Holding — Anderson, J.
- The Court of Appeals of the State of Texas held that the trial court's findings and conclusions were erroneous, as the evidence did not support the claim that the sellers had breached the contracts.
Rule
- A seller may terminate a contract and retain earnest money if the buyer fails to close by the agreed deadline, particularly when time is of the essence in the contract.
Reasoning
- The Court of Appeals reasoned that the trial court's findings were not supported by sufficient evidence, particularly regarding the sellers' alleged waiver of the right to terminate the contracts and the buyers' readiness to perform.
- The court found that the sellers had agreed to a one-week extension for closing, but the buyers failed to complete the necessary appraisals and secure financing within that timeframe.
- As a result, the sellers were justified in terminating the contracts.
- The court noted that the buyers' failure to close constituted a breach of the contracts, entitling the sellers to retain the earnest money and seek attorney's fees.
- The trial court's conclusions that the buyers fulfilled their obligations and that the sellers breached the contracts were thus legally and factually insufficient.
Deep Dive: How the Court Reached Its Decision
Court's Findings and Conclusions
The Court of Appeals examined the trial court's findings and conclusions regarding the breach of contract claims between the Aguiars (sellers) and Segal and Abadee (buyers). The trial court found that the sellers had breached the contracts by terminating them and awarded specific performance to the buyers. However, the appellate court reasoned that the trial court's findings lacked sufficient evidentiary support, particularly regarding the sellers' alleged waiver of their right to terminate the contracts. The sellers had orally agreed to extend the closing date for one week, but the buyers failed to complete the necessary appraisals and secure financing within that timeframe. This failure constituted a breach of the contracts by the buyers, thereby justifying the sellers' decision to terminate the contracts. The appellate court emphasized that, under the terms of the contracts, the sellers were entitled to retain the earnest money and seek attorney's fees due to the buyers' nonperformance. Thus, the trial court's conclusions that the buyers had fulfilled their obligations and that the sellers had breached the contracts were deemed legally and factually insufficient.
Breach of Contract Analysis
The appellate court clarified the essential elements of a breach of contract claim, which include the existence of a valid contract, performance or tendered performance by the plaintiff, breach by the defendant, and resultant damages. The court noted that specific performance, as a remedy for breach of contract, would not be granted if the party seeking it had also committed a material breach. In this case, the appellate court found that the buyers' failure to close on the properties by the extended deadline constituted a breach of the earnest money contracts.

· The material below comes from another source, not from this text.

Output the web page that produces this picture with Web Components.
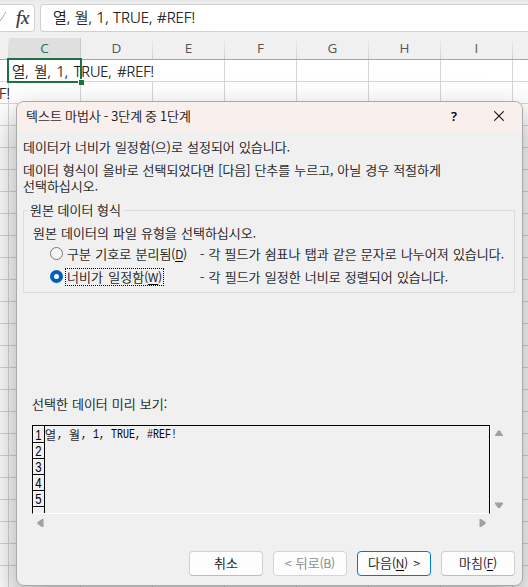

The court highlighted that while the sellers had indicated a willingness to extend the closing date, it was limited to one week, and the buyers were aware that further appraisals were needed. The court pointed out that the sellers' actions did not equate to a waiver of their right to terminate the agreements, as they had not acted in a manner inconsistent with their contractual rights. Therefore, the appellate court concluded that the buyers were not entitled to specific performance due to their own breach.
Sellers' Right to Terminate
The appellate court emphasized that the sellers had the contractual right to terminate the earnest money contracts due to the buyers' failure to close by the agreed deadline. The contracts explicitly stated that "time is of the essence," which meant that timely performance was crucial to enforce any obligations under the contracts. When the buyers did not complete the necessary appraisals and secure financing by the extended closing date of August 6, 2003, the sellers were justified in terminating the contracts. The court noted that the sellers had not only expressed concerns about closing delays but had also acted in accordance with the terms of the contracts. By terminating the contracts and retaining the earnest money, the sellers exercised their rights as stipulated in the agreements, which allowed them to seek damages for the buyers' breach. This reaffirmed the principle that a seller may terminate a contract and retain earnest money if the buyer fails to meet the closing requirements.

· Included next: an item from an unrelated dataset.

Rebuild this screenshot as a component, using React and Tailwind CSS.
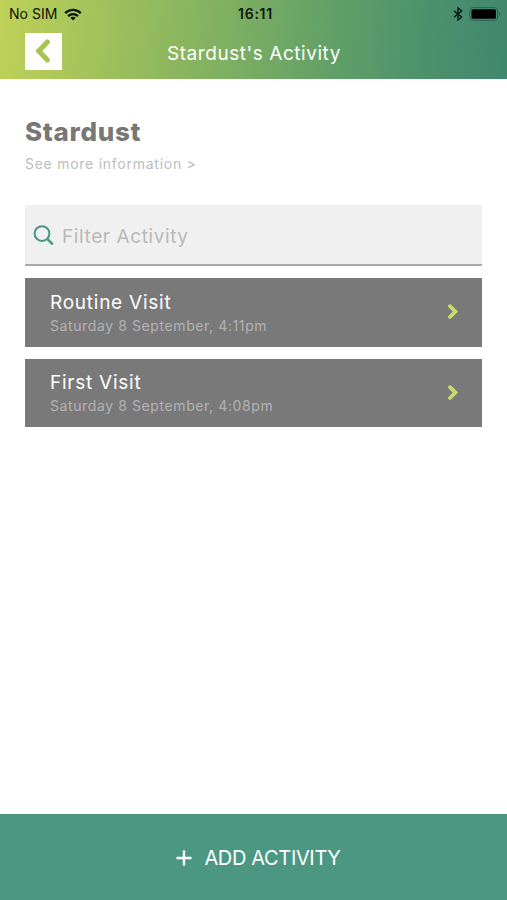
import React from 'react';

const visits = [
  { id: 1, title: 'Routine Visit', date: 'Saturday 8 September, 4:11pm' },
  { id: 2, title: 'First Visit', date: 'Saturday 8 September, 4:08pm' },
];

const WifiIcon = () => (
  <svg width="18" height="13" viewBox="0 0 18 13" fill="none" stroke="#0c1508" strokeWidth="2.3">
    <path d="M1.2 5.1C5.5.7 12.5.7 16.8 5.1" />
    <path d="M4.1 8.1c2.8-2.7 7-2.7 9.8 0" />
    <path d="M9 12.4 6.3 9.8c1.5-1.4 3.9-1.4 5.4 0Z" fill="#0c1508" stroke="none" />
  </svg>
);

const BluetoothIcon = () => (
  <svg width="10" height="14" viewBox="0 0 10 14" fill="none" stroke="#0d241b" strokeWidth="1.5">
    <path d="M1 3.8 8.6 10 5 13V1l3.6 3L1 10.2" />
  </svg>
);

const BatteryIcon = () => (
  <svg width="33" height="14" viewBox="0 0 33 14">
    <rect x="0.9" y="0.6" width="27.6" height="12.8" rx="3" fill="none" stroke="#2c6250" strokeWidth="1" />
    <rect x="2.5" y="2.2" width="24.4" height="9.6" rx="1.6" fill="#000" />
    <path d="M30 5v4c1.6-.6 1.6-3.4 0-4Z" fill="#2c6250" />
  </svg>
);

const SearchIcon = () => (
  <svg width="22" height="22" viewBox="0 0 22 22" fill="none" stroke="#4a9883" strokeWidth="2.1">
    <circle cx="9" cy="8.6" r="7.4" />
    <path d="m14.2 13.8 5.6 5.6" strokeWidth="2.5" />
  </svg>
);

const ChevronIcon = () => (
  <svg width="12" height="18" viewBox="0 0 12 18" fill="none" stroke="#c7dc68" strokeWidth="3.8">
    <path d="M2.9 3.2 8.4 8.6l-5.5 5.4" strokeLinecap="round" />
  </svg>
);

const App = () => {
  return (
    <div className="flex h-[900px] w-[507px] flex-col overflow-hidden bg-white font-['Inter','Liberation_Sans',sans-serif] whitespace-nowrap">
      {/* Header */}
      <header className="h-[79px] bg-[linear-gradient(94deg,#bfd158_0%,#9ec05c_22%,#79ac63_49%,#5d9e68_68%,#4d916c_84%,#41876f_100%)]">
        <div className="flex h-7 items-center pl-[9px] pr-[5px] text-[#0c1508]">
          <div className="flex flex-1 items-center gap-[6px]">
            <span className="text-sm tracking-[0.05px]">No SIM</span>
            <WifiIcon />
          </div>
          <span className="text-sm font-semibold tracking-[0.75px]">16:11</span>
          <div className="flex flex-1 items-center justify-end gap-[6px]">
            <BluetoothIcon />
            <BatteryIcon />
          </div>
        </div>
        <div className="flex h-[50px] items-center px-[25px]">
          <button className="mb-1 flex h-[37px] w-[37px] items-center justify-center bg-white">
            <svg width="16" height="24" viewBox="0 0 16 24" fill="none" stroke="#a6c450" strokeWidth="5" strokeLinecap="round">
              <path d="M11.4 3 2.8 12l8.6 9" />
            </svg>
          </button>
          <h1 className="flex-1 pt-0.5 pr-[36px] text-center text-[19px] tracking-[0.55px] text-white">Stardust's Activity</h1>
        </div>
      </header>

      {/* Client details and visits */}
      <main className="flex-1 px-[25px] pt-[35px]">
        <h2 className="pt-px text-[26px] leading-[34px] font-extrabold tracking-[0.7px] text-[#777]">Stardust</h2>
        <p className="mt-[3px] text-sm leading-6 tracking-[0.74px] text-[#bdbdbd]">See more information &gt;</p>

        <div className="mt-[29px] flex h-[61px] items-center border-b-2 border-[#aaa] bg-[#f0f0f0] pt-0.5 pl-2">
          <SearchIcon />
          <span className="mt-[3px] ml-[7px] text-[19px] tracking-[0.6px] text-[#b9b9b9]">Filter Activity</span>
        </div>

        <div className="mt-3 space-y-3">
          {visits.map((v) => (
            <div key={v.id} className="flex h-[68.5px] items-center justify-between bg-[#797979] pl-[25px] pr-[23px]">
              <div className="pt-[3px]">
                <p className="text-[19px] leading-6 tracking-[0.75px] text-white">{v.title}</p>
                <p className="text-sm leading-[22px] tracking-[0.6px] text-[#b2b2b2]">{v.date}</p>
              </div>
              <ChevronIcon />
            </div>
          ))}
        </div>
      </main>

      <button className="flex h-[86px] items-center justify-center gap-3 bg-[#4c9782] pt-0.5 pl-[10px] text-white">
        <svg width="16" height="16" viewBox="0 0 16 16" stroke="currentColor" strokeWidth="2.4">
          <path d="M8 .5v15M.5 8h15" />
        </svg>
        <span className="text-xl tracking-[-0.35px]">ADD ACTIVITY</span>
      </button>
    </div>
  );
};

export default App;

Legal Standards for Specific Performance
The appellate court reviewed the legal standards applicable to specific performance and the conditions under which it can be enforced. It stated that specific performance is an equitable remedy typically granted when a contract is valid and the plaintiff has not committed a material breach. The court clarified that in cases where a party has breached the contract, as was the situation with the buyers, they would not be eligible to receive specific performance. The court underscored that the buyers were required to fulfill their obligations under the contracts, including closing on the properties within the agreed timeframe. Given that the buyers failed to close by the deadline, the court ruled that they could not seek specific performance as a remedy for the alleged breach by the sellers. This decision highlighted the importance of adherence to contractual deadlines and the implications of failing to meet those obligations.
Conclusion and Remand
Ultimately, the appellate court reversed the trial court's judgment, determining that the trial court had erred in its findings and conclusions. The appellate court found that the evidence did not support the trial court's conclusions regarding the breach of contract by the sellers, as the buyers had failed to perform their obligations under the contracts. The court remanded the case for the entry of a new judgment consistent with its opinion, which included a finding that the sellers were entitled to recover the earnest money and attorney's fees. This outcome reinforced the notion that contractual rights must be respected and that breaches by one party cannot be overlooked in favor of a claim for specific performance by the other party. The ruling served to clarify the enforcement of contract terms and the consequences of failing to adhere to agreed-upon deadlines in a contractual agreement.